I've been trying to understand in a more formal way what a set actually is, but I have some questions. According to the axiom of regularity for every non-empty set A there exists an element in the set that's disjoint from A. That would mean that such element is also a set, right?
I read here: Axiom of Regularity , that in axiomatic set theory everything is a set, I understand that natural numbers are constructed from the empty set, integers are constructed from the naturals, rationals from the integers, and reals from the rationals. I can see how every element in such sets is also a set. But, for example, in the set of all the letters of the alphabet, or the sample space of an experiment when the possible results are not numbers, or the set of my classmates; it's not clear to me how their elements are also sets. So, are they really sets? Is every element in a set also a set?
Thank you
Best Answer
In the context of axiomatic set theory, we (usually) only allow sets whose elements are sets. So in that context, there is no such thing as "the set of all the letters of the alphabet", or your other examples.
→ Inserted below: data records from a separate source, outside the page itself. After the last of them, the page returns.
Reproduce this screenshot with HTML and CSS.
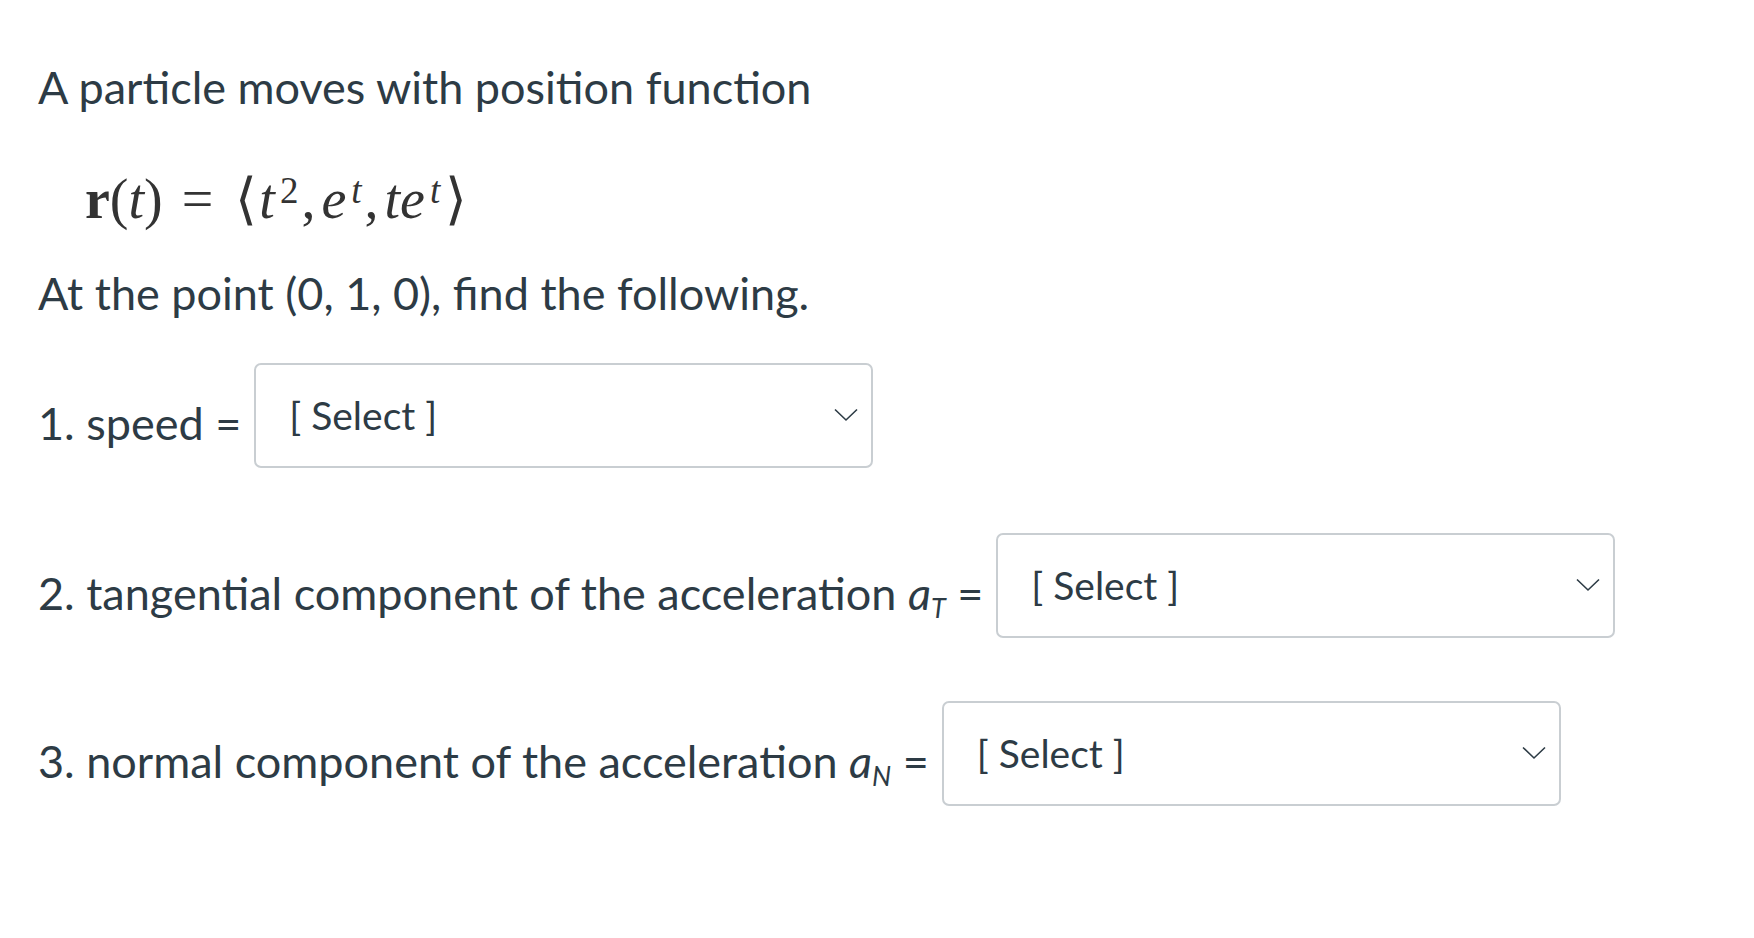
FILE: index.html
```html
<!DOCTYPE html>
<html lang="en">
<head>
<meta charset="utf-8">
<title>Question</title>
<link rel="stylesheet" href="styles.css">
</head>
<body>
<div class="question">
  <p class="intro">A particle moves with position function</p>
  <div class="formula">
    <span class="mb">r</span><span class="mo">(</span><span class="mi">t</span><span class="mo">)</span><span class="rel">=</span><span class="mo angle">⟨</span><span class="mi">t</span><sup class="sup up">2</sup><span class="comma">,</span><span class="mi">e</span><sup class="sup">t</sup><span class="comma">,</span><span class="mi">t</span><span class="mi">e</span><sup class="sup">t</sup><span class="mo angle close">⟩</span>
  </div>
  <p class="intro point">At the point (0, 1, 0), find the following.</p>

  <div class="row row1">
    <span class="label">1. speed =</span>
    <div class="select"><span class="select-text">[ Select ]</span><svg class="chev" viewBox="0 0 24 14" width="24" height="14"><path d="M1 1.5 L12 12 L23 1.5" fill="none" stroke="#2d3b45" stroke-width="1.6"/></svg></div>
  </div>

  <div class="row row2">
    <span class="label">2. tangential component of the acceleration <span class="var">a<sub>T</sub></span> =</span>
    <div class="select"><span class="select-text">[ Select ]</span><svg class="chev" viewBox="0 0 24 14" width="24" height="14"><path d="M1 1.5 L12 12 L23 1.5" fill="none" stroke="#2d3b45" stroke-width="1.6"/></svg></div>
  </div>

  <div class="row row3">
    <span class="label">3. normal component of the acceleration <span class="var">a<sub>N</sub></span> =</span>
    <div class="select"><span class="select-text">[ Select ]</span><svg class="chev" viewBox="0 0 24 14" width="24" height="14"><path d="M1 1.5 L12 12 L23 1.5" fill="none" stroke="#2d3b45" stroke-width="1.6"/></svg></div>
  </div>
</div>
</body>
</html>
```

FILE: styles.css
```css
html, body {
  margin: 0;
  padding: 0;
  background: #ffffff;
}

body {
  font-family: Lato, "Noto Sans", sans-serif;
  color: #2d3b45;
  font-size: 45px;
  line-height: 1.5;
}

.question {
  padding: 54px 0 0 38px;
}

.intro {
  margin: 0;
}

.formula {
  font-family: "Liberation Serif", "Times New Roman", serif;
  font-size: 56px;
  color: #333333;
  padding-left: 47px;
  margin-top: 47px;
  line-height: 60px;
  height: 60px;
  white-space: nowrap;
}

.formula .mb {
  font-weight: bold;
}

.formula .mi {
  font-style: italic;
}

.formula .rel {
  margin: 0 22px 0 19px;
}

.formula .angle {
  margin-right: 2px;
}

.formula .angle.close {
  margin: 0 0 0 5px;
}

.formula .sup {
  font-size: 37px;
  font-style: italic;
  vertical-align: 15px;
  line-height: 0;
  margin-left: 5px;
}

.formula .sup.up {
  font-style: normal;
}

.formula .comma {
  margin: 0 6px 0 3px;
}

.point {
  margin-top: 31px;
}

.row {
  display: flex;
  align-items: flex-end;
}

.row1 {
  margin-top: 36px;
}

.row2 {
  margin-top: 65px;
}

.row3 {
  margin-top: 63px;
}

.label {
  white-space: nowrap;
  margin-bottom: 11px;
  margin-right: 13px;
}

.var {
  font-style: italic;
}

.var sub {
  font-size: 27px;
  vertical-align: -8px;
  line-height: 0;
}

.select {
  box-sizing: border-box;
  width: 619px;
  height: 105px;
  flex: none;
  border: 2px solid #c9ced2;
  border-radius: 7px;
  display: flex;
  align-items: flex-start;
  justify-content: space-between;
  padding: 0 13px 0 33px;
}

.select-text {
  font-size: 39px;
  line-height: 1;
  margin-top: 31px;
}

.chev {
  margin-top: 43px;
}
```
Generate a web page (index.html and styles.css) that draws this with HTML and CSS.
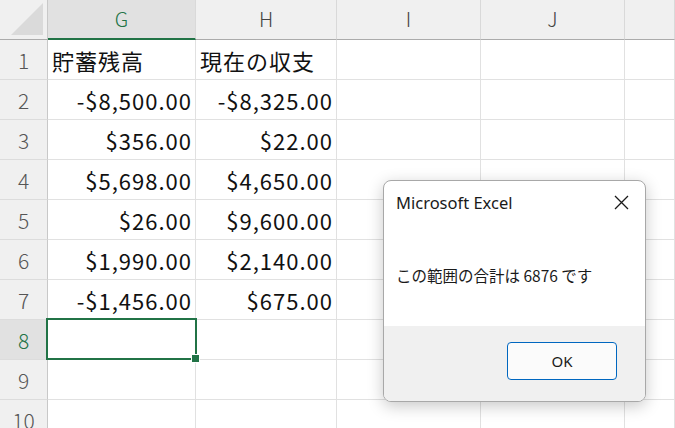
FILE: index.html
```html
<!DOCTYPE html>
<html>
<head>
    <meta charset="UTF-8">
    <link rel="stylesheet" href="styles.css">
</head>
<body>
    <div class="sheet">
        <div class="grid">
            <div class="corner"><div class="corner-tri"></div></div>
            <div class="col-head active">G</div>
            <div class="col-head">H</div>
            <div class="col-head">I</div>
            <div class="col-head">J</div>
            <div class="col-head last"></div>

            <div class="row-head">1</div>
            <div class="cell">貯蓄残高</div>
            <div class="cell">現在の収支</div>
            <div class="cell"></div><div class="cell"></div><div class="cell last"></div>

            <div class="row-head">2</div>
            <div class="cell num">-$8,500.00</div>
            <div class="cell num">-$8,325.00</div>
            <div class="cell"></div><div class="cell"></div><div class="cell last"></div>

            <div class="row-head">3</div>
            <div class="cell num">$356.00</div>
            <div class="cell num">$22.00</div>
            <div class="cell"></div><div class="cell"></div><div class="cell last"></div>

            <div class="row-head">4</div>
            <div class="cell num">$5,698.00</div>
            <div class="cell num">$4,650.00</div>
            <div class="cell"></div><div class="cell"></div><div class="cell last"></div>

            <div class="row-head">5</div>
            <div class="cell num">$26.00</div>
            <div class="cell num">$9,600.00</div>
            <div class="cell"></div><div class="cell"></div><div class="cell last"></div>

            <div class="row-head">6</div>
            <div class="cell num">$1,990.00</div>
            <div class="cell num">$2,140.00</div>
            <div class="cell"></div><div class="cell"></div><div class="cell last"></div>

            <div class="row-head">7</div>
            <div class="cell num">-$1,456.00</div>
            <div class="cell num">$675.00</div>
            <div class="cell"></div><div class="cell"></div><div class="cell last"></div>

            <div class="row-head active">8</div>
            <div class="cell"></div>
            <div class="cell"></div>
            <div class="cell"></div><div class="cell"></div><div class="cell last"></div>

            <div class="row-head">9</div>
            <div class="cell"></div>
            <div class="cell"></div>
            <div class="cell"></div><div class="cell"></div><div class="cell last"></div>

            <div class="row-head">10</div>
            <div class="cell"></div>
            <div class="cell"></div>
            <div class="cell"></div><div class="cell"></div><div class="cell last"></div>
        </div>

        <div class="selection"></div>
        <div class="fill-handle"></div>

        <div class="dialog">
            <div class="dialog-title">
                <span>Microsoft Excel</span>
                <svg class="close" width="15" height="15" viewBox="0 0 15 15">
                    <path d="M1 1 L14 14 M14 1 L1 14" stroke="#1a1a1a" stroke-width="1.3" fill="none"/>
                </svg>
            </div>
            <div class="dialog-body">この範囲の合計は 6876 です</div>
            <div class="dialog-footer">
                <button class="ok">OK</button>
            </div>
        </div>
    </div>
</body>
</html>
```

FILE: styles.css
```css
body {
    margin: 0;
    background: #fff;
    overflow: hidden;
    font-family: "Noto Sans CJK JP", "Noto Sans", sans-serif;
}
.sheet {
    position: relative;
    width: 675px;
    height: 428px;
    overflow: hidden;
}
.grid {
    display: grid;
    grid-template-columns: 48px 148px 141px 144px 144px 1fr;
    grid-template-rows: 40px repeat(10, 40px);
}
.corner {
    background: #f0f0f0;
    border-right: 1px solid #c8c8c8;
    border-bottom: 1px solid #ababab;
    box-sizing: border-box;
    position: relative;
}
.corner-tri {
    position: absolute;
    right: 4px;
    bottom: 4px;
    width: 0;
    height: 0;
    border-left: 32px solid transparent;
    border-bottom: 32px solid #dadada;
}
.col-head {
    background: #f0f0f0;
    border-right: 1px solid #d9d9d9;
    border-bottom: 1px solid #ababab;
    box-sizing: border-box;
    display: flex;
    align-items: center;
    justify-content: center;
    color: #444;
    font-size: 20px;
    font-weight: 300;
    padding-bottom: 2px;
}
.col-head.active {
    background: #e1e1e1;
    color: #217346;
    border-bottom: 2px solid #217346;
    padding-bottom: 1px;
}
.row-head {
    background: #f0f0f0;
    border-right: 1px solid #c8c8c8;
    border-bottom: 1px solid #dcdcdc;
    box-sizing: border-box;
    display: flex;
    align-items: center;
    justify-content: center;
    color: #555;
    font-size: 21px;
    font-weight: 300;
}
.row-head.active {
    background: #e1e1e1;
    color: #217346;
}
.cell {
    border-right: 1px solid #e1e1e1;
    border-bottom: 1px solid #e1e1e1;
    box-sizing: border-box;
    display: flex;
    align-items: center;
    padding: 0 3px 0 4px;
    font-size: 22px;
    letter-spacing: 1px;
    color: #111;
    white-space: nowrap;
    overflow: hidden;
}
.cell.num {
    justify-content: flex-end;
}
.selection {
    position: absolute;
    left: 46px;
    top: 318px;
    width: 151px;
    height: 42px;
    border: 2px solid #217346;
    box-sizing: border-box;
}
.fill-handle {
    position: absolute;
    left: 192px;
    top: 355px;
    width: 7px;
    height: 7px;
    background: #217346;
    outline: 1px solid #fff;
}
.dialog {
    position: absolute;
    left: 383px;
    top: 180px;
    width: 263px;
    height: 222px;
    box-sizing: border-box;
    border: 1px solid #a8a8a8;
    border-radius: 8px;
    background: #fff;
    box-shadow: 0 4px 16px rgba(0, 0, 0, 0.22);
    overflow: hidden;
    display: flex;
    flex-direction: column;
    font-family: "Noto Sans", "Noto Sans CJK JP", sans-serif;
    color: #1a1a1a;
}
.dialog-title {
    display: flex;
    align-items: center;
    justify-content: space-between;
    padding: 0 16px 0 12px;
    height: 42px;
    box-sizing: border-box;
    font-size: 16.5px;
}
.close {
    display: block;
}
.dialog-body {
    flex: 1;
    display: flex;
    align-items: center;
    padding: 0 12px;
    font-size: 15.5px;
    font-family: "Noto Sans CJK JP", sans-serif;
}
.dialog-footer {
    height: 75px;
    background: #f0f0f0;
    display: flex;
    justify-content: flex-end;
    align-items: flex-start;
    padding: 16px 28px 0 0;
    box-sizing: border-box;
}
.ok {
    width: 110px;
    height: 38px;
    background: #fbfbfb;
    border: 1px solid #0067c0;
    border-radius: 4px;
    font-family: "Noto Sans", sans-serif;
    font-size: 15px;
    color: #1a1a1a;
    padding: 0;
}
```
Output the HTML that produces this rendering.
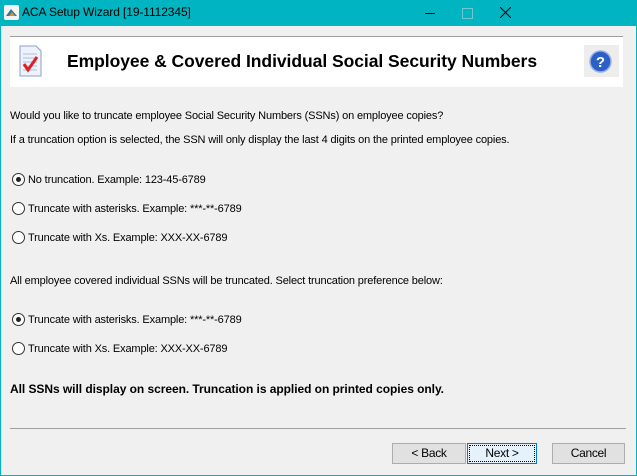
<!DOCTYPE html>
<html><head><style>
body{margin:0;width:637px;height:476px;overflow:hidden;background:#f0f0f0;font-family:"Liberation Sans",sans-serif;position:relative}
.win{position:absolute;left:0;top:0;width:635px;height:474px;border:1px solid #00b4c2;}
.tb{position:absolute;left:0;top:0;width:637px;height:26px;background:#00b4c2;color:#000;font-size:12px}
.t{position:absolute;font-size:11px;letter-spacing:-0.15px;color:#000;white-space:nowrap}
.r{position:absolute;width:11px;height:11px;border:1px solid #333;border-radius:50%;background:#fff}
.r.on::after{content:"";position:absolute;left:3px;top:3px;width:5px;height:5px;border-radius:50%;background:#222}
.btn{position:absolute;top:443px;height:19px;border:1px solid #adadad;background:#e1e1e1;font-size:12px;text-align:center;line-height:19px;letter-spacing:-0.3px}
</style></head><body>
<div class="tb">
<svg style="position:absolute;left:4px;top:5px" width="15" height="15"><rect x="0" y="0" width="15" height="15" rx="2" fill="#f4f4f4"/><path d="M2 11 L7 4 L13 11 Z" fill="#2a7a9a"/><path d="M5 11 L8 7 L11 11Z" fill="#e98a2a"/></svg>
<div style="position:absolute;left:22px;top:5px;font-size:12px;letter-spacing:-0.1px">ACA Setup Wizard [19-1112345]</div>
<div style="position:absolute;left:425px;top:13px;width:10px;height:1px;background:#000"></div>
<div style="position:absolute;left:462px;top:8px;width:9px;height:9px;border:1px solid #6bc9d0"></div>
<svg style="position:absolute;left:500px;top:7px" width="11" height="11"><path d="M0 0L11 11M11 0L0 11" stroke="#000" stroke-width="1"/></svg>
</div>
<div class="win"></div>
<div style="position:absolute;left:10px;top:36px;width:613px;height:50px;background:#fff;border-top:1px solid #a0a0a0"></div>
<svg style="position:absolute;left:19px;top:45px" width="23" height="33"><path d="M1 1H17L22 6V31H1Z" fill="#eef2fa" stroke="#8aa0c8"/><path d="M4 9H18M4 13H18M4 17H18M4 21H18M4 25H18" stroke="#a8bde0"/><path d="M5 19L9 25L18 12" stroke="#e02020" stroke-width="3" fill="none"/></svg>
<div style="position:absolute;left:67px;top:51px;font-size:17.5px;font-weight:bold;letter-spacing:-0.05px">Employee &amp; Covered Individual Social Security Numbers</div>
<div style="position:absolute;left:584px;top:45px;width:35px;height:32px;background:#ededed"></div>
<svg style="position:absolute;left:589px;top:50px" width="23" height="23"><circle cx="11.5" cy="11.5" r="10.5" fill="#2c5fc8" stroke="#9ab0e0" stroke-width="1.5"/><text x="11.5" y="17" text-anchor="middle" font-family="Liberation Sans" font-weight="bold" font-size="15" fill="#fff">?</text></svg>
<div class="t" style="left:10px;top:110px">Would you like to truncate employee Social Security Numbers (SSNs) on employee copies?</div>
<div class="t" style="left:10px;top:134px">If a truncation option is selected, the SSN will only display the last 4 digits on the printed employee copies.</div>
<div class="r on" style="left:12px;top:173px"></div><div class="t" style="left:28px;top:174px">No truncation. Example: 123-45-6789</div>
<div class="r" style="left:12px;top:202px"></div><div class="t" style="left:28px;top:203px">Truncate with asterisks. Example: ***-**-6789</div>
<div class="r" style="left:12px;top:231px"></div><div class="t" style="left:28px;top:232px">Truncate with Xs. Example: XXX-XX-6789</div>
<div class="t" style="left:10px;top:275px">All employee covered individual SSNs will be truncated. Select truncation preference below:</div>
<div class="r on" style="left:12px;top:313px"></div><div class="t" style="left:28px;top:314px">Truncate with asterisks. Example: ***-**-6789</div>
<div class="r" style="left:12px;top:342px"></div><div class="t" style="left:28px;top:343px">Truncate with Xs. Example: XXX-XX-6789</div>
<div class="t" style="left:10px;top:382px;font-weight:bold;font-size:12px;letter-spacing:-0.05px">All SSNs will display on screen. Truncation is applied on printed copies only.</div>
<div style="position:absolute;left:10px;top:428px;width:616px;height:1px;background:#a0a0a0"></div>
<div class="btn" style="left:392px;width:72px">&lt; Back</div>
<div class="btn" style="left:467px;width:68px;border-color:#0078d7;background:#e5f1fb;outline:1px dotted #000;outline-offset:-3px">Next &gt;</div>
<div class="btn" style="left:552px;width:71px">Cancel</div>
</body></html>
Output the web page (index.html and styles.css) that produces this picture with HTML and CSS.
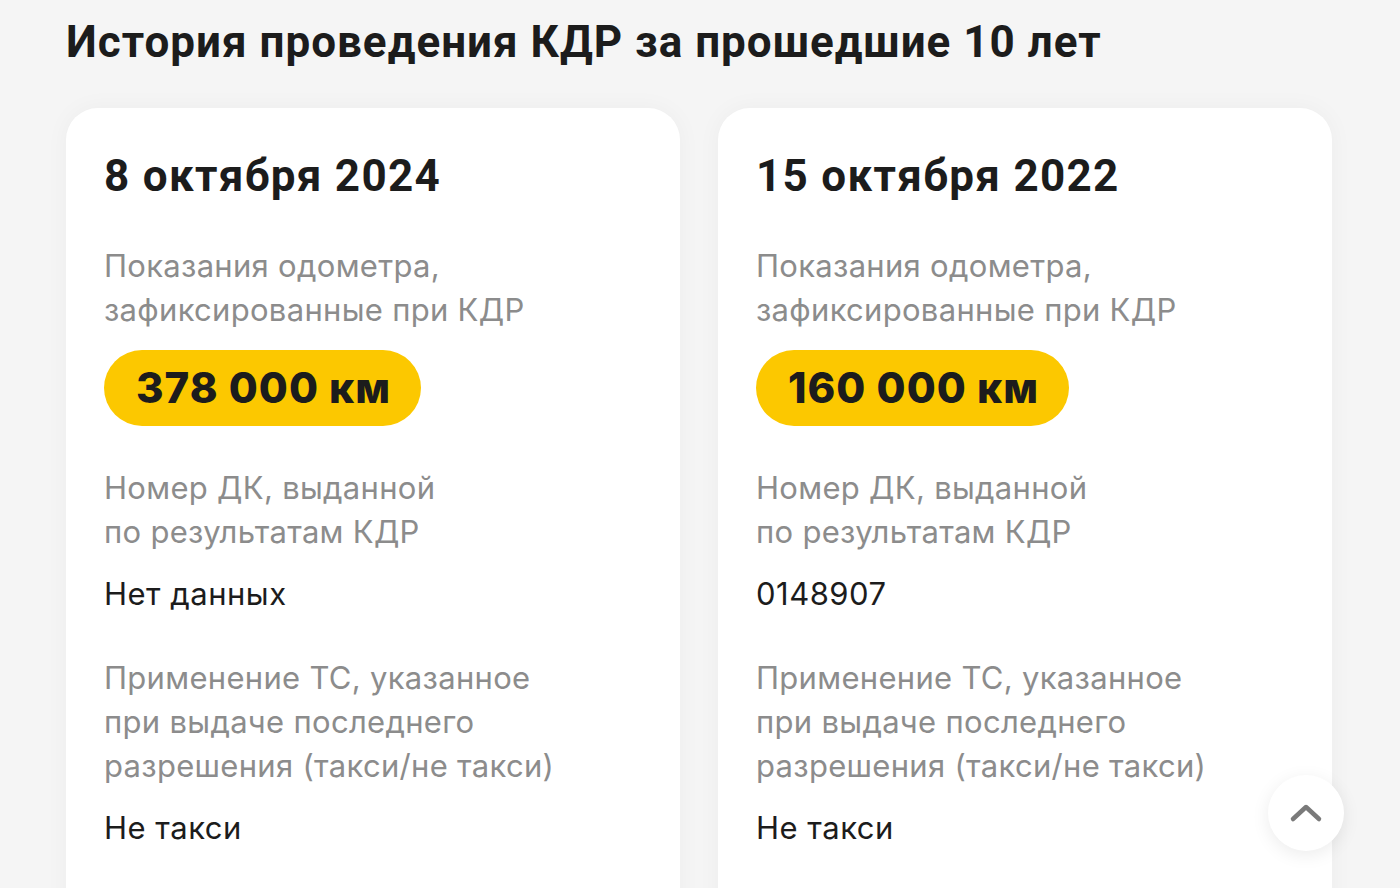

However, that doesn't mean you can't talk about these concepts in axiomatic set theory--you just have to encode them in sets. For instance, instead of talking about the letters of the alphabet, you could talk about the set of natural numbers from $1$ to $26$, with the understanding that $1$ secretly stands for A and $2$ secretly stands for B and so on. This isn't really any different from the idea of "constructing" numbers as sets which you said you were familiar with: we have an intuitive idea of numbers, and we find a way to talk about them using only sets whose elements are all sets. Similarly, we can find such a way to talk about letters, or classmates, or whatever else you want to talk about that is not intuitively a set.